When Coll failed, the next hope was the Federal Government. In the waning days of his Presidency, Hoover, pleased with the early successes of his Treasury agents, began to pressure them to go after Schultz as well as Gordon; and in January 1933, Dewey presented enough evidence to a Federal grand jury in New York to indict the Dutchman for failing to file tax returns for 1929, 1930 and 1931. In those years, the Government charged, his provable taxable income from bootlegging alone amounted to $481,637.35, and he was thus in arrears for $92,103.34, plus interest. It appeared to be an airtight case; the Government could not lose.
But Schultz was a different breed from Capone, Gordon and the rest. Where they had readily surrendered to authorities upon indictment and gone to trial, Schultz had new interests in policy, in restaurant protection and in breweries that needed his personal attention. That attention could best be given while he was a free man, so he went into hiding, at least officially. With the overt and covert assistance of bribed police and politicians, he managed to remain at large, even travel about, despite more than 50,000 wanted posters prominently displayed all over New York. He lived openly at a number of apartments around the city, receiving friends, associates and those public servants on his payroll, and he did not abandon his night-clubbing nor his regular visits to Polly Adler's brothel.
By mid-1934, nearly a year and a half after the indictments had been handed down (and by which time Republican Dewey was out of the U.S. Attorney's office and temporarily practicing law on Wall Street), Schultz's flouting of the law had become too blatant to ignore. Franklin Roosevelt's Secretary of the Treasury, Henry Morgenthau, put the heat on Federal and local officials. FBI director J. Edgar Hoover ordered his agents to bring in Schultz without delay, and New York's new reform mayor, La Guardia, who had ridden into office on the promise to "throw the bums out," directed his new police commissioner, Lewis J. Valentine, to get his men off their asses and after the Dutchman.
Schultz turned to his supposed friends for help, not suspecting the kind of help they really wanted to give him. At that moment, though, they helped him hide out and he offered to cough up $100,000 as a settlement if the Government would withdraw the indictments. Like his predecessor in the Hoover Administration, who had turned down a much more generous $400,000 offer from Capone, Morgenthau refused. "We don't do business with criminals," he said.
The search for Schultz intensified, and with the then-trigger-happy FBI involved, Schultz decided to avoid any confrontation. On a cold November day in 1934, he walked into the Albany office of United States Commissioner Lester T. Hubbard and said, "I'm Arthur Flegenheimer. I am under indictment in the Southern District of New York. I wish to surrender."

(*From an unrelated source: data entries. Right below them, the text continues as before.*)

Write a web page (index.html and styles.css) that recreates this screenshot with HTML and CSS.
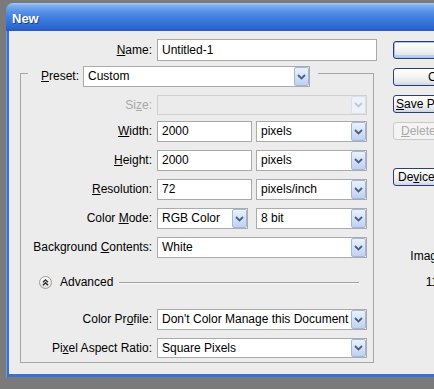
FILE: index.html
```html
<!DOCTYPE html>
<html>
<head>
<meta charset="utf-8">
<title>New</title>
<link rel="stylesheet" href="styles.css">
</head>
<body>
<div class="window">
  <div class="titlebar"><span class="title">New</span></div>
  <div class="frame">
    <div class="client">
      <div class="form">
        <div class="name-row">
          <label class="lbl name-lbl"><u>N</u>ame:</label>
          <div class="input name-input">Untitled-1</div>
        </div>
        <div class="group">
          <div class="group-head">
            <span class="seg seg-left"></span>
            <label class="lbl preset-lbl"><u>P</u>reset:</label>
            <div class="select preset-select"><span class="val">Custom</span><span class="arrow"><svg width="9" height="6" viewBox="0 0 9 6"><polyline points="1,1 4.5,4.5 8,1" /></svg></span></div>
            <span class="seg seg-right"></span>
          </div>
          <div class="group-body">
            <div class="row row-size">
              <label class="lbl disabled">Si<u>z</u>e:</label>
              <div class="select sel-full is-disabled"><span class="val"></span><span class="arrow"><svg width="9" height="6" viewBox="0 0 9 6"><polyline points="1,1 4.5,4.5 8,1" /></svg></span></div>
            </div>
            <div class="row">
              <label class="lbl"><u>W</u>idth:</label>
              <div class="input num-input">2000</div>
              <div class="select unit-select"><span class="val">pixels</span><span class="arrow"><svg width="9" height="6" viewBox="0 0 9 6"><polyline points="1,1 4.5,4.5 8,1" /></svg></span></div>
            </div>
            <div class="row">
              <label class="lbl"><u>H</u>eight:</label>
              <div class="input num-input">2000</div>
              <div class="select unit-select"><span class="val">pixels</span><span class="arrow"><svg width="9" height="6" viewBox="0 0 9 6"><polyline points="1,1 4.5,4.5 8,1" /></svg></span></div>
            </div>
            <div class="row">
              <label class="lbl"><u>R</u>esolution:</label>
              <div class="input num-input">72</div>
              <div class="select unit-select"><span class="val">pixels/inch</span><span class="arrow"><svg width="9" height="6" viewBox="0 0 9 6"><polyline points="1,1 4.5,4.5 8,1" /></svg></span></div>
            </div>
            <div class="row">
              <label class="lbl">Color <u>M</u>ode:</label>
              <div class="select mode-select"><span class="val">RGB Color</span><span class="arrow"><svg width="9" height="6" viewBox="0 0 9 6"><polyline points="1,1 4.5,4.5 8,1" /></svg></span></div>
              <div class="select unit-select"><span class="val">8 bit</span><span class="arrow"><svg width="9" height="6" viewBox="0 0 9 6"><polyline points="1,1 4.5,4.5 8,1" /></svg></span></div>
            </div>
            <div class="row">
              <label class="lbl">Background <u>C</u>ontents:</label>
              <div class="select sel-full"><span class="val">White</span><span class="arrow"><svg width="9" height="6" viewBox="0 0 9 6"><polyline points="1,1 4.5,4.5 8,1" /></svg></span></div>
            </div>
            <div class="advanced">
              <svg class="adv-icon" width="13" height="13" viewBox="0 0 13 13">
                <defs><linearGradient id="g" x1="0" y1="0" x2="0" y2="1"><stop offset="0" stop-color="#ffffff"/><stop offset="1" stop-color="#dcdcdc"/></linearGradient></defs>
                <circle cx="6.5" cy="6.5" r="6" fill="url(#g)" stroke="#9a9a9a" stroke-width="1"/>
                <polyline points="4,6.3 6.5,3.8 9,6.3" fill="none" stroke="#222" stroke-width="1.3"/>
                <polyline points="4,9.2 6.5,6.7 9,9.2" fill="none" stroke="#222" stroke-width="1.3"/>
              </svg>
              <span class="adv-text">Advanced</span>
              <span class="adv-line"></span>
            </div>
            <div class="row">
              <label class="lbl">Color Pr<u>o</u>file:</label>
              <div class="select sel-full"><span class="val">Don't Color Manage this Document</span><span class="arrow"><svg width="9" height="6" viewBox="0 0 9 6"><polyline points="1,1 4.5,4.5 8,1" /></svg></span></div>
            </div>
            <div class="row row-last">
              <label class="lbl">Pi<u>x</u>el Aspect Ratio:</label>
              <div class="select sel-full"><span class="val">Square Pixels</span><span class="arrow"><svg width="9" height="6" viewBox="0 0 9 6"><polyline points="1,1 4.5,4.5 8,1" /></svg></span></div>
            </div>
          </div>
        </div>
      </div>
      <div class="side">
        <div class="btn btn-ok">OK</div>
        <div class="btn btn-cancel">Cancel</div>
        <div class="btn btn-save"><u>S</u>ave Preset...</div>
        <div class="btn btn-delete is-disabled"><u>D</u>elete Preset...</div>
        <div class="btn btn-device">De<u>v</u>ice Central...</div>
        <div class="info">
          <div class="info-line">Image Size:</div>
          <div class="info-line">11.4M</div>
        </div>
      </div>
    </div>
  </div>
</div>
</body>
</html>
```
FILE: styles.css
```css
html, body {
  margin: 0;
  padding: 0;
}
body {
  background: #7a7a7a;
  height: 389px;
  overflow: hidden;
  font-family: "Liberation Sans", Arial, sans-serif;
  font-size: 12px;
  color: #000;
}
u { text-decoration: underline; text-underline-offset: 1px; }

.window {
  margin: 3px 0 0 6px;
  width: 540px;
}
.titlebar {
  height: 28px;
  box-sizing: border-box;
  border-radius: 7px 7px 0 0;
  background: linear-gradient(#a3c8f5 0, #79abee 3px, #5a93e8 8px, #4584e2 13px, #3877dc 18px, #2e68d2 24px, #2659c3 28px);
  display: flex;
  align-items: center;
  padding-left: 6px;
  padding-top: 2px;
}
.title {
  color: #fff;
  font-weight: bold;
  font-size: 13px;
  text-shadow: 1px 1px 0 #1b3f8f;
}
.frame {
  background: #3a6fd6;
  padding: 0 0 3px 3px;
  box-shadow: inset 1px 0 0 #6b9ae6;
}
.client {
  background: #ececec;
  height: 343px;
  box-sizing: border-box;
  padding-top: 8px;
  display: flex;
}

.form { width: 368px; flex: none; }

.lbl {
  display: block;
  text-align: right;
  white-space: nowrap;
  line-height: 21px;
  flex: none;
}
.lbl.disabled { color: #a8a8a8; }

.name-row { display: flex; height: 22px; }
.name-lbl { width: 143px; margin-right: 5px; line-height: 22px; }

.input {
  box-sizing: border-box;
  border: 1px solid #a9a9a9;
  background: #fff;
  padding-left: 4px;
  line-height: 19px;
  white-space: nowrap;
  flex: none;
}
.name-input { width: 220px; line-height: 20px; }

.select {
  box-sizing: border-box;
  border: 1px solid #ababab;
  background: #fff;
  display: flex;
  flex: none;
}
.select .val {
  flex: 1;
  padding-left: 4px;
  line-height: 19px;
  white-space: nowrap;
  overflow: hidden;
}
.select .arrow {
  width: 15px;
  flex: none;
  box-sizing: border-box;
  border: 1px solid #a3b7db;
  border-radius: 2px;
  background: linear-gradient(#eaf1fc, #d3e0f6 55%, #bfd1f0);
  display: flex;
  align-items: center;
  justify-content: center;
}
.select .arrow polyline {
  fill: none;
  stroke: #4a5f86;
  stroke-width: 1.8;
}
.select.is-disabled { background: #ebebeb; border-color: #d0d0d0; }
.select.is-disabled .arrow {
  background: #eef2f8;
  border-color: #d8e0ec;
}
.select.is-disabled .arrow polyline { stroke: #bcc7d8; }

.group { margin: 5px 0 0 11px; width: 354px; }
.group-head { display: flex; height: 21px; }
.seg {
  margin-top: 7px;
  border-top: 1px solid #a6a6a6;
  box-sizing: border-box;
}
.seg-left {
  width: 8px;
  border-left: 1px solid #a6a6a6;
  margin-right: 13px;
  flex: none;
}
.seg-right {
  flex: 1;
  margin-left: 8px;
  border-right: 1px solid #a6a6a6;
}
.preset-lbl { margin-right: 4px; }
.preset-select { width: 227px; }

.group-body {
  border: 1px solid #a6a6a6;
  border-top: 0;
  padding: 8px 6px 4px 0;
  display: flex;
  flex-direction: column;
  gap: 8px;
}
.row { display: flex; height: 21px; }
.row .lbl { width: 131px; margin-right: 5px; }
.row-size { height: 20px; margin-bottom: -2px; }
.row-size .lbl { line-height: 20px; }
.row-last { height: 20px; }
.row-last .lbl { line-height: 20px; }
.row-last .val, .row-size .val { line-height: 18px; }

.sel-full { width: 210px; }
.num-input { width: 95px; margin-right: 4px; }
.unit-select { width: 111px; }
.mode-select { width: 91px; margin-right: 8px; }

.advanced {
  display: flex;
  align-items: center;
  height: 16px;
  margin: 8px 0 11px;
  padding-left: 18px;
}
.adv-icon { flex: none; margin-right: 8px; }
.adv-text { flex: none; }
.adv-line {
  flex: 1;
  margin: 1px 8px 0 6px;
  border-top: 1px solid #9e9e9e;
  border-bottom: 1px solid #fafafa;
}

.side {
  margin-left: 16px;
  padding-top: 2px;
  display: flex;
  flex-direction: column;
  gap: 9px;
}
.btn {
  width: 110px;
  height: 18px;
  box-sizing: border-box;
  border: 1px solid #2a3f70;
  border-radius: 3px;
  background: linear-gradient(#ffffff, #f6f6f4 40%, #e4e7ee 80%, #cdd4e3);
  line-height: 16px;
  white-space: nowrap;
}
.btn-ok { padding-left: 44px; box-shadow: inset 0 0 0 1px #a8c3ec, inset 0 -2px 0 1px #b9cff0; }
.btn-cancel { padding-left: 34px; }
.btn-save { padding-left: 2px; }
.btn-delete { padding-left: 7px; }
.btn-device { padding-left: 4px; margin-top: 19px; }
.btn.is-disabled {
  color: #a9a9a9;
  border-color: #c9c9c9;
  background: #f4f4f4;
}
.info {
  margin-top: 48px;
  width: 98px;
  text-align: center;
}
.info-line { line-height: 26px; }
```
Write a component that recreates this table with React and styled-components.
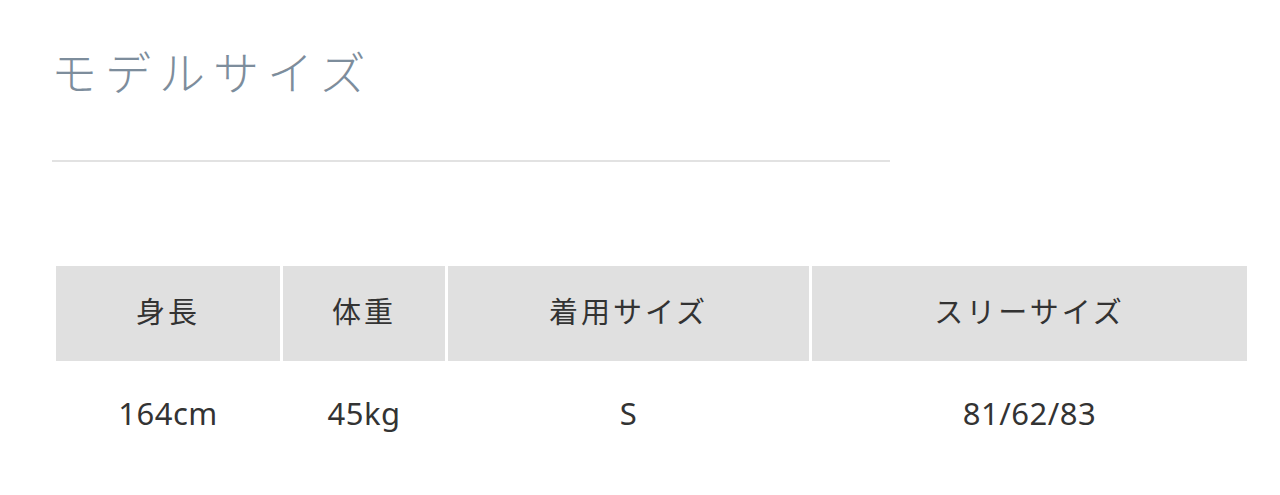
import React from "react";
import styled, { createGlobalStyle } from "styled-components";

const GlobalStyle = createGlobalStyle`
    body {
        margin: 0;
        background: #fff;
        font-family: "Noto Sans CJK JP", "Noto Sans", sans-serif;
    }
`

const headers = ["身長", "体重", "着用サイズ", "スリーサイズ"]
const values = ["164cm", "45kg", "S", "81/62/83"]

const App = () => {
    return (
        <StyledPage>
            <GlobalStyle />
            <StyledTitle>モデルサイズ</StyledTitle>
            <StyledRule />
            <StyledTable>
                {headers.map((h) => (
                    <StyledHead key={h}>{h}</StyledHead>
                ))}
                {values.map((v) => (
                    <StyledCell key={v}>{v}</StyledCell>
                ))}
            </StyledTable>
        </StyledPage>
    )
}

const StyledPage = styled.div `
    padding: 47px 0 0 51px;
    height: 495px;
    box-sizing: border-box;
`

const StyledTitle = styled.h2 `
    margin: 0;
    font-size: 46px;
    line-height: 46px;
    font-weight: 300;
    letter-spacing: 8px;
    color: #7d8d9c;
`

const StyledRule = styled.div `
    width: 838px;
    height: 2px;
    margin: 67px 0 0 1px;
    background: #e2e2e2;
`

const StyledTable = styled.div `
    display: grid;
    grid-template-columns: 224px 162px 361px 435px;
    grid-template-rows: 95px 104px;
    column-gap: 3px;
    margin: 104px 0 0 5px;
`

const StyledHead = styled.div `
    display: flex;
    align-items: center;
    justify-content: center;
    padding-bottom: 8px;
    box-sizing: border-box;
    background: #e0e0e0;
    font-size: 29px;
    font-weight: 400;
    letter-spacing: 3px;
    color: #333;
`

const StyledCell = styled.div `
    display: flex;
    align-items: center;
    justify-content: center;
    font-family: "Noto Sans", sans-serif;
    font-size: 31px;
    letter-spacing: 0.5px;
    color: #333;
`

export default App
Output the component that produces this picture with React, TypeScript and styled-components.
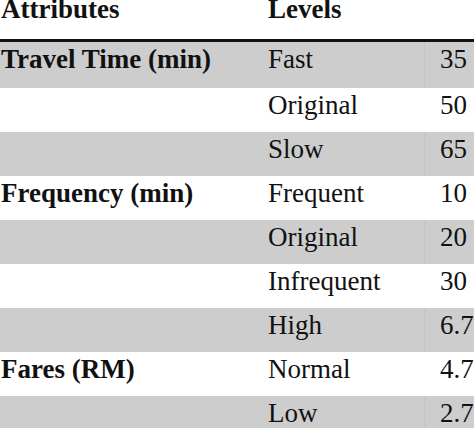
import styled, { createGlobalStyle } from "styled-components";

const GlobalStyle = createGlobalStyle`
  body {
    margin: 0;
    background: #ffffff;
    font-family: "Liberation Serif", "Times New Roman", serif;
    color: #111111;
  }
`;

type Level = { name: string; value: string };
type Attribute = { label: string; levels: Level[] };

const attributes: Attribute[] = [
  {
    label: "Travel Time (min)",
    levels: [
      { name: "Fast", value: "35" },
      { name: "Original", value: "50" },
      { name: "Slow", value: "65" },
    ],
  },
  {
    label: "Frequency (min)",
    levels: [
      { name: "Frequent", value: "10" },
      { name: "Original", value: "20" },
      { name: "Infrequent", value: "30" },
      { name: "High", value: "6.7" },
    ],
  },
  {
    label: "Fares (RM)",
    levels: [
      { name: "Normal", value: "4.7" },
      { name: "Low", value: "2.7" },
    ],
  },
];

export default function App() {
  let rowIndex = 0;

  return (
    <>
      <GlobalStyle />
      <Table>
        <HeaderRow>
          <AttrCell>Attributes</AttrCell>
          <LevelCell>Levels</LevelCell>
          <ValueCell $shaded={false} />
        </HeaderRow>
        {attributes.map((attr) =>
          attr.levels.map((level, i) => {
            const shaded = rowIndex % 2 === 0;
            const first = rowIndex === 0;
            rowIndex++;
            return (
              <Row key={attr.label + level.name} $shaded={shaded} $first={first}>
                <AttrCell>{i === 0 ? attr.label : ""}</AttrCell>
                <LevelCell>{level.name}</LevelCell>
                <ValueCell $shaded={shaded}>{level.value}</ValueCell>
              </Row>
            );
          })
        )}
      </Table>
    </>
  );
}

const Table = styled.div`
  width: 474px;
  margin-top: -8px;
  font-size: 27px;
  line-height: 30px;
`;

const RowBase = styled.div`
  display: grid;
  grid-template-columns: 262px 162px 50px;
`;

const HeaderRow = styled(RowBase)`
  height: 47px;
  border-bottom: 3px solid #111111;
  font-weight: bold;
`;

const Row = styled(RowBase)<{ $shaded: boolean; $first: boolean }>`
  height: ${({ $first }) => ($first ? "46px" : "44px")};
  background: ${({ $shaded }) => ($shaded ? "#cdcdcd" : "#ffffff")};
`;

const AttrCell = styled.div`
  padding: 2px 0 0 1px;
  font-weight: bold;
  white-space: nowrap;
`;

const LevelCell = styled.div`
  padding: 2px 0 0 6px;
  white-space: nowrap;
`;

const ValueCell = styled.div<{ $shaded: boolean }>`
  padding: 2px 0 0 15px;
  white-space: nowrap;
  border-left: 1px solid ${({ $shaded }) => ($shaded ? "#c4c4c4" : "#ffffff")};
`;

In the following months, Schultz, free on $75,000 bail, toiled at preparing his defense. The last thing his battery of lawyers wanted was a trial in New York City, where Schultz was notorious. La Guardia's campaign against the underworld and the continuing Seabury revelations had finally caused citizens to withdraw some of their tolerance toward glamorous gangsters. A change of venue was requested and eventually granted.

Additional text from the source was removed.